Non è un film politico, anzi, è piuttosto un romanzo di formazione intimista. Ma di fatto il dramma al centro della storia fa riflettere sui morti di serie A o B, nelle tragedie dell’immigrazione nel Mediterraneo (consiglio Naufraghi senza volto, di Cristina Cattaneo, Premio Galileo 2019).

L’identità di un immigrato senza documenti, morto cadendo dallo scooter per evitare Kasia Smutniak, nel film avvocata di successo completamente assorbita dalla carriera, diventa il centro di tutto. L’avvocata infatti nasconde nel suo passato una sorella morta suicida che, ne è convinta, avrebbe potuto salvare, e sposta su questo giovanissimo cadavere, il dolore per quello della sorella, che non riuscì a vedere.
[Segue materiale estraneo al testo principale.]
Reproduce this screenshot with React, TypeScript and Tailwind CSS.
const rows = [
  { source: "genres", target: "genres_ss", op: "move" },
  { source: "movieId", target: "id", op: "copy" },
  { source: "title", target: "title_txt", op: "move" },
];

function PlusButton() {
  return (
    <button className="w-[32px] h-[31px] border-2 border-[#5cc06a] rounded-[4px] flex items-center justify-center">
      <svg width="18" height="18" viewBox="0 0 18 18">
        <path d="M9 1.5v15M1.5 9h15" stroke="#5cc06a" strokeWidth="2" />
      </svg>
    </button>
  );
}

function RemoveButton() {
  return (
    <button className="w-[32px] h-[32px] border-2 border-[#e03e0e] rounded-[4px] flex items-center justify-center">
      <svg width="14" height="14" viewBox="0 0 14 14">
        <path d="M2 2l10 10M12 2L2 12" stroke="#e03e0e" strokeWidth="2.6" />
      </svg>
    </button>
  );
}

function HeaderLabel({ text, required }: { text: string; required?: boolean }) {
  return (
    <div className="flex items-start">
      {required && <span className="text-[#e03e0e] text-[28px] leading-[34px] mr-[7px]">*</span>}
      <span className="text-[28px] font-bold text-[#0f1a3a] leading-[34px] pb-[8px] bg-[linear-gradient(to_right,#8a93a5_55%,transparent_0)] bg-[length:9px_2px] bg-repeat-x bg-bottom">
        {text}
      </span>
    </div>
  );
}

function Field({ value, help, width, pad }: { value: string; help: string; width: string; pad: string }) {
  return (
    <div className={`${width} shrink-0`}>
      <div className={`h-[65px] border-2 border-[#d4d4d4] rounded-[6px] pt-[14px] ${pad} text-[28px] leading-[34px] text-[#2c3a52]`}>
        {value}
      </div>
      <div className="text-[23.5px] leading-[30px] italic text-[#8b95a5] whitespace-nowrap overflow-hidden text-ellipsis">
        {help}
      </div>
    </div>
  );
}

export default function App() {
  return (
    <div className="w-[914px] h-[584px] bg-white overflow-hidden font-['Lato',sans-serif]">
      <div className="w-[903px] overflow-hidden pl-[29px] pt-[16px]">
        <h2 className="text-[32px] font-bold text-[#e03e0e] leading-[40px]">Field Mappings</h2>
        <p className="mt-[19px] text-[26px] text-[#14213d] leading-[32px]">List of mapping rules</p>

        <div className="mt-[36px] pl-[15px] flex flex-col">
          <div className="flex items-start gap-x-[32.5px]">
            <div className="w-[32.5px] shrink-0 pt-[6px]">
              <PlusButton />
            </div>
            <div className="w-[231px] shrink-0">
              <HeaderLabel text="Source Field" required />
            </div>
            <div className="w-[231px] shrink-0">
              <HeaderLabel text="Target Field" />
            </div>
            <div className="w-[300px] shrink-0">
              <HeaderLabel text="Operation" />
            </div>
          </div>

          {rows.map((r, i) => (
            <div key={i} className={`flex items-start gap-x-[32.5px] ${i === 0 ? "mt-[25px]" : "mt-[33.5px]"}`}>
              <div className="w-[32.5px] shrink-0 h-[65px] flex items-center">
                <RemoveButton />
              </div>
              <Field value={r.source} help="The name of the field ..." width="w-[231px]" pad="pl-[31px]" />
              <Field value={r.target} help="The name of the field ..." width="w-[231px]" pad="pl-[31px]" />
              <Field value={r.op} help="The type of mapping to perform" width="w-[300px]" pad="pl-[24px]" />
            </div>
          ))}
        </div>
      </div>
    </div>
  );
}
La gelida donna d’affari, dura e maschile, che consuma sesso scambiandolo per relazione, noncurante di una figlia in piena rivoluzione umana alle prese col divorzio dall’università per abbracciare l’attivismo sul cambiamento climatico, piano piano si trasforma in quello che era, prima del lutto in gioventù: un essere umano fragile e delicato. Per farlo, scenderà con il suo Caronte (il direttore dell’obitorio, con cui nasce un rapporto autentico nonostante la siderale distanza di classe) nei gironi infernali del suo passato e del dramma dei clandestini, leggendo per la prima volta il diario segreto della sorella e vagando tra le mense dei poveri e i dormitori frequentati dal giovane immigrato clandestino.
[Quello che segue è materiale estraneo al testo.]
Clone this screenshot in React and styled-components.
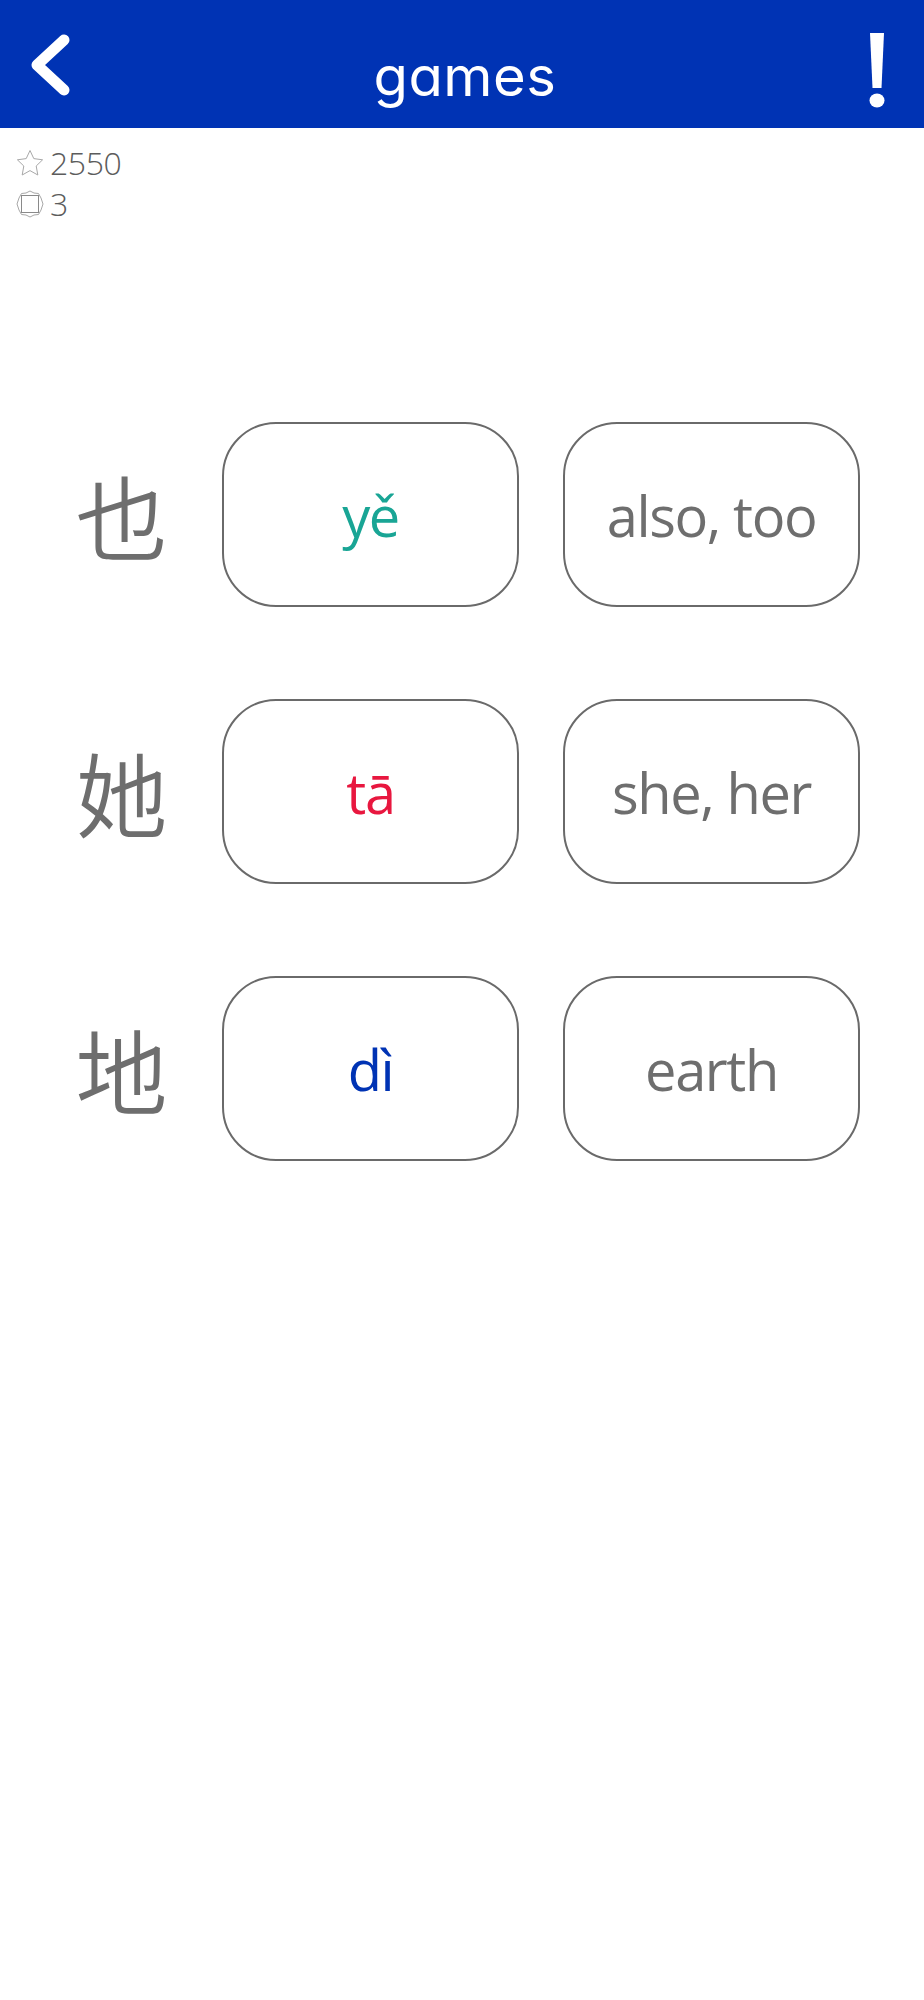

Anche questa volta la cifra soldiniana è evidente, a partire dalla tenerezza come leva lirica della narrazione (Pane e tulipani) e dalla fiducia totale nel potenziale umano (Il colore nascosto delle cose), fino alle relazioni che curano. Si aggiunge, però, un nuovo ingrediente, che è quello del destino, del caso: senza togliere niente all’intensità della narrazione, e senza funzionare come scusa o deus ex machina, il caso sembra piuttosto far parte di una senilità saggia, quel qualcosa di misterioso e magico che, nel bene e nel male, ci aiuta ad accettare e accogliere le cose della vita senza sentircene sopraffatti o responsabili.

Il tema più profondo di questo film e che parla direttamente alle nostre pance è per me però quello della responsabilità verso il prossimo (rappresentato dalla figlia Adele, in partenza per sei mesi come volontaria in Brasile), oggi ancora più impattante, data l’emergenza climatica e quella sanitaria che sta costringendo tutti e tutte a interrogarsi proprio su questa questione.
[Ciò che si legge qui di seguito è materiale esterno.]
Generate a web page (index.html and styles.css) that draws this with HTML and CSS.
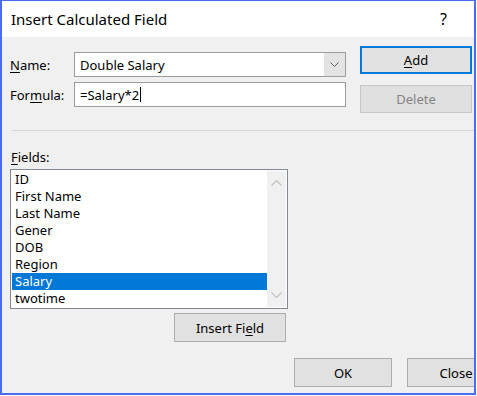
FILE: index.html
```html
<!DOCTYPE html>
<html lang="en">
<head>
    <meta charset="UTF-8">
    <title>Insert Calculated Field</title>
    <link rel="stylesheet" href="styles.css">
</head>
<body>
<div class="dialog">
    <div class="titlebar">
        <span class="title">Insert Calculated Field</span>
        <span class="help">?</span>
    </div>
    <div class="content">
        <div class="top-row">
            <div class="form">
                <div class="form-row">
                    <label class="label"><u>N</u>ame:</label>
                    <div class="combo">
                        <span class="combo-text">Double Salary</span>
                        <span class="combo-btn">
                            <svg width="9" height="5" viewBox="0 0 9 5"><polyline points="0.5,0.5 4.5,4.5 8.5,0.5" fill="none" stroke="#606060" stroke-width="1"/></svg>
                        </span>
                    </div>
                </div>
                <div class="form-row">
                    <label class="label">For<u>m</u>ula:</label>
                    <div class="textbox">=Salary*2<span class="caret"></span></div>
                </div>
            </div>
            <div class="side-buttons">
                <button class="btn btn-default"><u>A</u>dd</button>
                <button class="btn btn-disabled">Delete</button>
            </div>
        </div>
        <div class="separator"></div>
        <div class="fields-label"><u>F</u>ields:</div>
        <div class="listbox">
            <ul class="items">
                <li>ID</li>
                <li>First Name</li>
                <li>Last Name</li>
                <li>Gener</li>
                <li>DOB</li>
                <li>Region</li>
                <li class="selected">Salary</li>
                <li>twotime</li>
            </ul>
            <div class="scrollbar">
                <svg width="11" height="6" viewBox="0 0 11 6"><polyline points="0.5,5.5 5.5,0.5 10.5,5.5" fill="none" stroke="#c2c2c2" stroke-width="1.2"/></svg>
                <svg width="11" height="6" viewBox="0 0 11 6"><polyline points="0.5,0.5 5.5,5.5 10.5,0.5" fill="none" stroke="#c2c2c2" stroke-width="1.2"/></svg>
            </div>
        </div>
        <div class="insert-row">
            <button class="btn btn-insert">Insert Fi<u>e</u>ld</button>
        </div>
        <div class="footer">
            <button class="btn btn-footer">OK</button>
            <button class="btn btn-footer">Close</button>
        </div>
    </div>
</div>
</body>
</html>
```

FILE: styles.css
```css
*{
    margin: 0;
    padding: 0;
    box-sizing: border-box;
}
html,body{
    width: 100%;
    height: 100%;
    background: #ffffff;
}
body{
    font-family: "Noto Sans", "DejaVu Sans", sans-serif;
    font-size: 13px;
    color: #000000;
}
u{
    text-decoration-thickness: 1px;
    text-underline-offset: 2px;
}
.dialog{
    width: 476px;
    height: 395px;
    border: 2px solid #4a6cf2;
    border-top-width: 1px;
    overflow: hidden;
    background: #f0f0f0;
}
.titlebar{
    height: 36px;
    background: #ffffff;
    display: flex;
    align-items: center;
    justify-content: space-between;
    padding: 0 27px 0 9px;
}
.title{
    font-size: 15px;
}
.help{
    font-size: 16px;
}
.content{
    padding: 9px 0 0 8px;
}
.top-row{
    display: flex;
    height: 68px;
}
.form{
    width: 336px;
    padding-top: 6px;
}
.form-row{
    display: flex;
    align-items: center;
    height: 25px;
    margin-bottom: 5px;
}
.label{
    width: 64px;
}
.combo,.textbox{
    width: 272px;
    height: 25px;
    border: 1px solid #9c9c9c;
    background: #ffffff;
    display: flex;
    align-items: center;
    padding-left: 5px;
}
.combo-text{
    flex: 1;
}
.combo-btn{
    width: 21px;
    height: 23px;
    background: #e3e3e3;
    display: flex;
    align-items: center;
    justify-content: center;
}
.caret{
    display: inline-block;
    width: 1px;
    height: 15px;
    background: #000000;
    margin-left: 1px;
}
.side-buttons{
    display: flex;
    flex-direction: column;
    gap: 11px;
    margin-left: 14px;
}
.btn{
    font-family: "Noto Sans", "DejaVu Sans", sans-serif;
    font-size: 13px;
    color: #000000;
    background: #e1e1e1;
    border: 1px solid #adadad;
    width: 112px;
    height: 28px;
}
.btn-default{
    border: 2px solid #0078d7;
}
.btn-disabled{
    background: #e0e0e0;
    border-color: #c6c6c6;
    color: #838383;
}
.separator{
    height: 1px;
    background: #d8d8d8;
    margin: 16px 0 0 2px;
}
.fields-label{
    margin: 16px 0 0 1px;
    height: 20px;
    line-height: 20px;
}
.listbox{
    margin-top: 2px;
    width: 278px;
    height: 140px;
    border: 1px solid #828790;
    background: #ffffff;
    display: flex;
    padding: 1px;
}
.items{
    list-style: none;
    flex: 1;
}
.items li{
    height: 17px;
    line-height: 17px;
    padding-left: 3px;
}
.items li.selected{
    background: #0078d7;
    color: #ffffff;
}
.scrollbar{
    width: 19px;
    background: #f0f0f0;
    display: flex;
    flex-direction: column;
    justify-content: space-between;
    align-items: center;
    padding: 9px 0 9px;
}
.insert-row{
    padding: 4px 0 0 164px;
}
.btn-insert{
    height: 29px;
}
.footer{
    display: flex;
    gap: 15px;
    padding: 16px 0 0 284px;
}
.btn-footer{
    width: 98px;
    height: 29px;
    flex-shrink: 0;
}
```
L’avvocata, infatti, mostra con le sue stesse azioni che anche se non c’è obbligo o perseguibilità penale, essere umani implica farsi carico delle conseguenze delle proprie azioni. Intendiamoci, non compare normatività alcuna, anzi, il sentimento dominante è la pietas, intesa come assoluzione piena per ognuno. Ma di certo la storia di Camilla Corti-Kasia Smutniak (scritta da Silvio Soldini con la consueta sodale Doriana Leondeff e da Davide Lantieri) è un esempio di grande impatto emotivo e di forte stimolo a fare lo stesso.

Bravissimo Francesco Colella, che interpreta il vitale direttore dell’obitorio, un uomo che una avvocata d’affari in un mondo fatto di uomini competitivi e senza orari ai cui vertici le donne si rarefanno non avrebbe mai guardato se non fosse stato capace di comunicare quel pacifico equilibrio a cui tutti aspiriamo, forse proprio grazie al corpo a corpo continuo con la morte. E mostruosamente brava Kasia Smutniak, di un’intensità mai vista.